Les longs adieux de Pervez Musharraf

ISLAMABAD – Le président pakistanais Pervez Musharraf est presque seul face au problème le plus sérieux de son mandat : une éventuelle mise en accusation de la part du nouveau gouvernement élu démocratiquement.

Les allégations sont graves : conspiration pour déstabiliser le gouvernement élu en février dernier, destitution illégale des juges de la Cour suprême en novembre 2007 et incapacité à protéger Benazir Bhutto avant son assassinat en décembre 2007. L’alliance avec le gouvernement Bush a creusé son impopularité, notamment à la suite des attaques de missiles américains dans les zones tribales du Pakistan.

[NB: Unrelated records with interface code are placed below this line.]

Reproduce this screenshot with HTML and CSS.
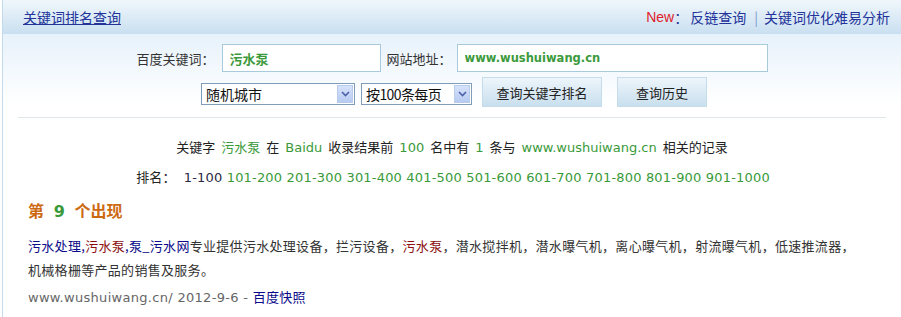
FILE: index.html
```html
<!DOCTYPE html>
<html lang="zh-CN">
<head>
    <meta charset="UTF-8">
    <title>关键词排名查询</title>
    <link rel="stylesheet" href="styles.css">
</head>
<body>
    <div class="page">
        <!-- 顶部标题栏 -->
        <div class="topbar">
            <a class="title" href="#">关键词排名查询</a>
            <div class="links">
                <span class="new">New</span><span class="colon">：</span><a href="#">反链查询</a><span class="sep">|</span><a href="#">关键词优化难易分析</a>
            </div>
        </div>

        <!-- 查询表单 -->
        <div class="search">
            <div class="row">
                <label>百度关键词：</label>
                <input class="kw" type="text" value="污水泵">
                <label>网站地址：</label>
                <input class="site" type="text" value="www.wushuiwang.cn">
            </div>
            <div class="row row-options">
                <div class="select city">
                    <span class="select-text">随机城市</span>
                    <span class="select-arrow"><svg width="9" height="6" viewBox="0 0 9 6"><path d="M1 1 L4.5 4.5 L8 1" fill="none" stroke="#4d61a8" stroke-width="1.6"/></svg></span>
                </div>
                <div class="select per-page">
                    <span class="select-text">按100条每页</span>
                    <span class="select-arrow"><svg width="9" height="6" viewBox="0 0 9 6"><path d="M1 1 L4.5 4.5 L8 1" fill="none" stroke="#4d61a8" stroke-width="1.6"/></svg></span>
                </div>
                <button class="btn btn-query">查询关键字排名</button>
                <button class="btn btn-history">查询历史</button>
            </div>
        </div>

        <!-- 查询结果 -->
        <div class="result">
            <div class="divider"></div>
            <p class="summary">
                关键字<span class="hl">污水泵</span>在<span class="hl">Baidu</span>收录结果前<span class="hl">100</span>名中有<span class="hl">1</span>条与<span class="hl">www.wushuiwang.cn</span>相关的记录
            </p>
            <p class="pages">
                排名：<span class="cur">1-100</span>
                <a href="#">101-200</a>
                <a href="#">201-300</a>
                <a href="#">301-400</a>
                <a href="#">401-500</a>
                <a href="#">501-600</a>
                <a href="#">601-700</a>
                <a href="#">701-800</a>
                <a href="#">801-900</a>
                <a href="#">901-1000</a>
            </p>
            <h3 class="rank">第 <em>9</em> 个出现</h3>
            <p class="desc"><span class="t-blue">污水处理,</span><span class="t-red">污水泵</span><span class="t-blue">,泵_污水网</span><span>专业提供污水处理设备，拦污设备，</span><span class="t-red">污水泵</span><span>，潜水搅拌机，潜水曝气机，离心曝气机，射流曝气机，低速推流器，</span><span>机械格栅等产品的销售及服务。</span></p>
            <p class="url">www.wushuiwang.cn/ 2012-9-6 - <a href="#">百度快照</a></p>
        </div>
    </div>
</body>
</html>
```

FILE: styles.css
```css
/* 基础重置 */
* {
    margin: 0;
    padding: 0;
    box-sizing: border-box;
}

body {
    font-family: "Noto Sans CJK SC", sans-serif;
    font-size: 13px;
    color: #333;
    background: #fff;
}

a {
    text-decoration: none;
}

/* 页面外框 */
.page {
    margin-left: 2px;
    border-left: 1px solid #c3d9ec;
    min-height: 317px;
}

/* 顶部标题栏 */
.topbar {
    height: 34px;
    display: flex;
    align-items: center;
    justify-content: space-between;
    padding: 0 11px 0 20px;
    background: linear-gradient(#f0f7fc, #c9dff0);
    font-size: 14px;
}

.topbar .title {
    color: #22339a;
    text-decoration: underline;
}

.links {
    display: flex;
    align-items: center;
    color: #22339a;
}

.links a {
    color: #22339a;
}

.links .new {
    font-family: "Liberation Sans", sans-serif;
    color: #e0202a;
}

.links .colon {
    margin-right: 2px;
}

.links .sep {
    color: #7f9bd0;
    margin: 0 6px 0 8px;
}

/* 查询表单 */
.search {
    padding: 10px 0 10px;
    background: linear-gradient(#e7f2fb, #fff 85%);
}

.row {
    display: flex;
    align-items: center;
    justify-content: center;
}

.row label {
    color: #333;
    margin-right: 7px;
}

.row input {
    height: 28px;
    border: 1px solid #a9cadc;
    background: #fff;
    padding: 0 7px;
    font-family: "DejaVu Sans", "Noto Sans CJK SC", sans-serif;
    font-size: 11.5px;
    font-weight: bold;
    color: #3c9a3c;
    outline: none;
}

.row .kw {
    width: 159px;
    margin-right: 6px;
    font-size: 13px;
}

.row .site {
    width: 311px;
    margin-left: -2px;
}

.row-options {
    margin-top: 5px;
    height: 30px;
    padding-left: 4px;
}

/* 下拉框 */
.select {
    height: 22px;
    display: flex;
    align-items: center;
    justify-content: space-between;
    border: 1px solid #7f9db9;
    background: #fff;
    padding: 1px;
    margin-top: 3px;
    font-size: 14px;
    color: #111;
}

.select-text {
    padding-left: 3px;
    line-height: 18px;
}

.select-arrow {
    width: 16px;
    height: 18px;
    display: flex;
    align-items: center;
    justify-content: center;
    background: linear-gradient(#d6e2fb, #b7cbf1);
    border: 1px solid #b9cbea;
}

.city {
    width: 154px;
    margin-right: 6px;
}

.per-page {
    width: 111px;
    margin-right: 10px;
}

.per-page .select-text {
    letter-spacing: -0.6px;
}

/* 按钮 */
.btn {
    height: 30px;
    border: 1px solid #c5dceb;
    background: linear-gradient(#edf5fb, #c9dfee);
    font-family: "Noto Sans CJK SC", sans-serif;
    font-size: 13px;
    color: #222;
    cursor: pointer;
}

.btn-query {
    width: 120px;
    margin-right: 15px;
}

.btn-history {
    width: 90px;
}

/* 查询结果 */
.result {
    padding: 0 15px;
}

.divider {
    height: 1px;
    background: #dde7ea;
    margin-bottom: 20px;
}

.summary,
.pages {
    text-align: center;
    line-height: 20px;
    font-family: "DejaVu Sans", "Noto Sans CJK SC", sans-serif;
    font-size: 13px;
    color: #222;
}

.summary .hl {
    color: #3a9a3a;
    margin: 0 6px;
}

.pages {
    margin-top: 10px;
    letter-spacing: 0.18px;
    padding-left: 2px;
}

.pages .cur {
    color: #2a2a44;
    margin-left: 8px;
}

.pages a {
    color: #3a9a3a;
}

.rank {
    margin-top: 10px;
    padding-left: 10px;
    line-height: 24px;
    font-size: 16px;
    font-weight: bold;
    color: #cc6a12;
}

.rank em {
    font-style: normal;
    font-family: "DejaVu Sans", sans-serif;
    color: #3a9a3a;
    margin: 0 6px;
}

.desc {
    margin-top: 10px;
    padding-left: 10px;
    padding-right: 30px;
    line-height: 24px;
    font-size: 13px;
    letter-spacing: 0.3px;
    color: #333;
}

.t-blue {
    color: #0a0a8a;
}

.t-red {
    color: #8a1010;
}

.url {
    margin-top: 4px;
    padding-left: 10px;
    line-height: 24px;
    font-family: "DejaVu Sans", "Noto Sans CJK SC", sans-serif;
    font-size: 13px;
    letter-spacing: 0.3px;
    color: #666;
}

.url a {
    color: #0a0a8a;
}
```
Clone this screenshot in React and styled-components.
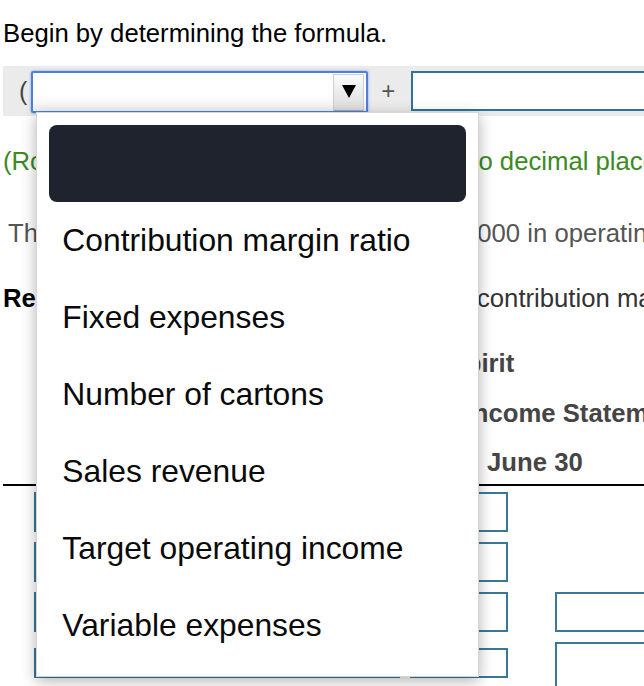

Malgré des différends sur la façon de traiter avec Musharraf, les grands partis politiques sont désormais unis contre lui. Les querelles entre le Parti populaire du Pakistan, mené par Asif Ali Zardari, veuf de Benazir Bhutto, et la Ligue musulmane du Pakistan (N), menée par l’ex-premier ministre Nawaz Sharif, ont permis à Musharraf de reprendre son souffle après la défaite de ses alliés aux élections de février. Les réticences des Etats-Unis à abandonner Musharraf – et les coupures d’électricité prolongées, dont le nouveau gouvernement « incompétent » était tenu pour responsable – lui avaient donné de faux espoirs.